Of course, these numbers are projections, and all projections are based on assumptions.  It is possible to make more optimistic assumptions than I have, and that is probably what Intel, TSMC and the other big players are doing when they heavily promote 450-mm wafers.  But why are the big guys so optimistic about 450-mm wafers?  And why now?

As I briefly mentioned in my last post, for the switch to larger wafer sizes to be economically feasible two things must happen.  First, the switch must enable a lower manufacturing cost per chip.  The big players are hoping for a 30% cost reduction, but I am predicting a 10 – 20% benefit.  Second, there must be sufficient demand for the chips being produced to justify a higher volume factory.  A 450-mm fab will have at least double the output (in terms of chips) as a 300-mm fab.  Thus, the demand for those chips must at least double to justify the building of a 450-mm fab.  That’s a huge volume of chips, since 300-mm fabs are already exceedingly high-volume.

So an important effect of each wafer transition is that low-volume manufacturers can no longer compete.  A 30% cost disadvantage is hard to overcome, and without the volume demand a new fab at the larger wafer size isn’t justified.  The result?  A successful wafer size transition is accompanied by a host of consolidations and chip companies going fabless (or fab-lite).  This has happened again and again over the years.  Only the biggest players survive, and the survivors get bigger.

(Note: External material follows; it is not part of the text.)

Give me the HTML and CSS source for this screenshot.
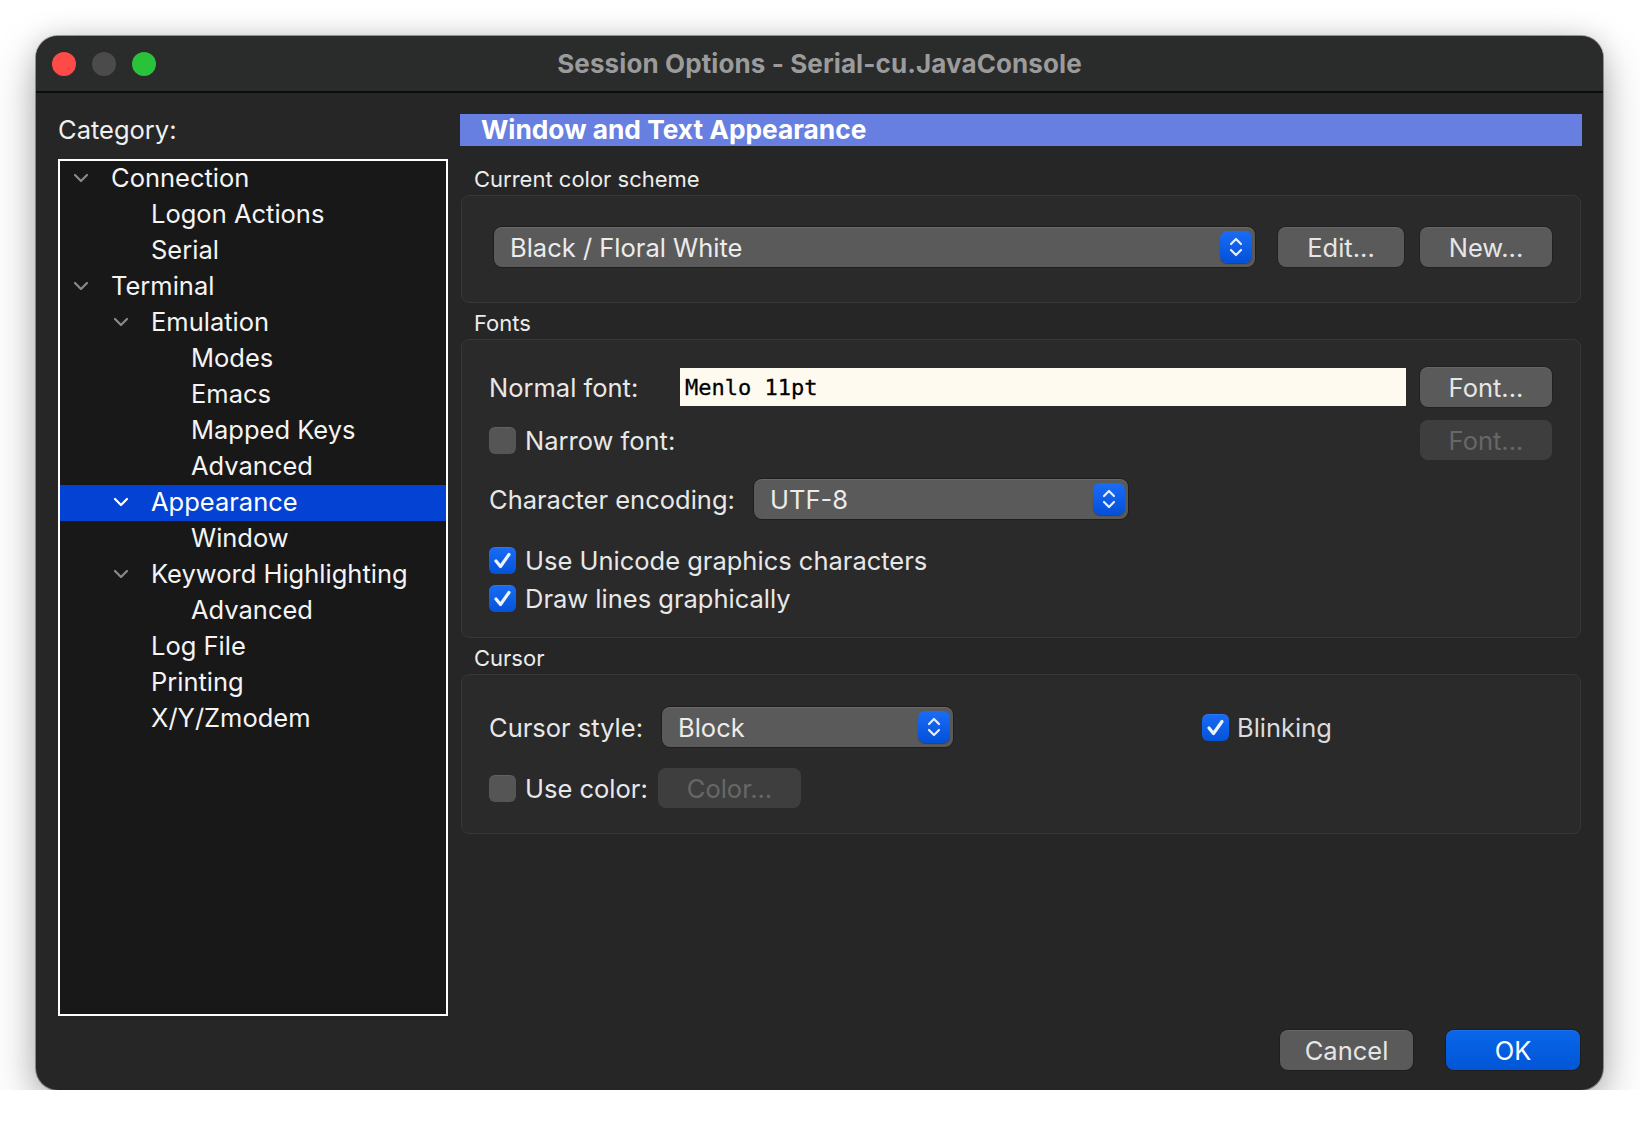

Today, we have Intel, Samsung, Toshiba and TSMC at the top of the chip-making pyramid.  But UMC, GlobalFoundries, Hynix, and Micron remain competitive irritants.  What to do?  A successful transition to 450-mm wafers will likely solve the problem for the big players.  If 450-mm wafers result in a 20 – 30% cost advantage over 300-mm wafers, then any standard-process chip in a cost competitive space will have to be made in a 450-mm fab.  But only a few of these $10B fabs will have to be built to supply that demand.  And those fabs will be built by the biggest players, leaving the second tier manufacturers out of luck, and possibly out of business.

So why shouldn’t Intel, Samsung, and TSMC be bullish on 450-mm?  If it works, it will mean that their dominance in the semiconductor world will be complete (maybe even pushing Toshiba out of the picture).  And if EUV succeeds in keeping litho costs down, this scenario is all the more likely.

But personally I don’t think EUV will be successful at putting a lid on litho cost.  As a result, I think the cost advantage of 450-mm will be closer to 10% than the 20 – 30% hoped for by the big guys.  And while 10% may still be worth it for the highest-volume players, it won’t be enough to put the 300-mm fab world out of business.

That leaves one more ugly point to consider.  If a transition to 450-mm wafers gives a per-chip cost reduction that is not sufficiently large to counter the rising costs of litho, then the per-chip costs overall might be higher (and maybe a lot higher) for new technology nodes.  What will happen to Moore’s Law if moving to the next node no longer decreases the cost of a transistor?

We live in interesting times, and getting more interesting each day.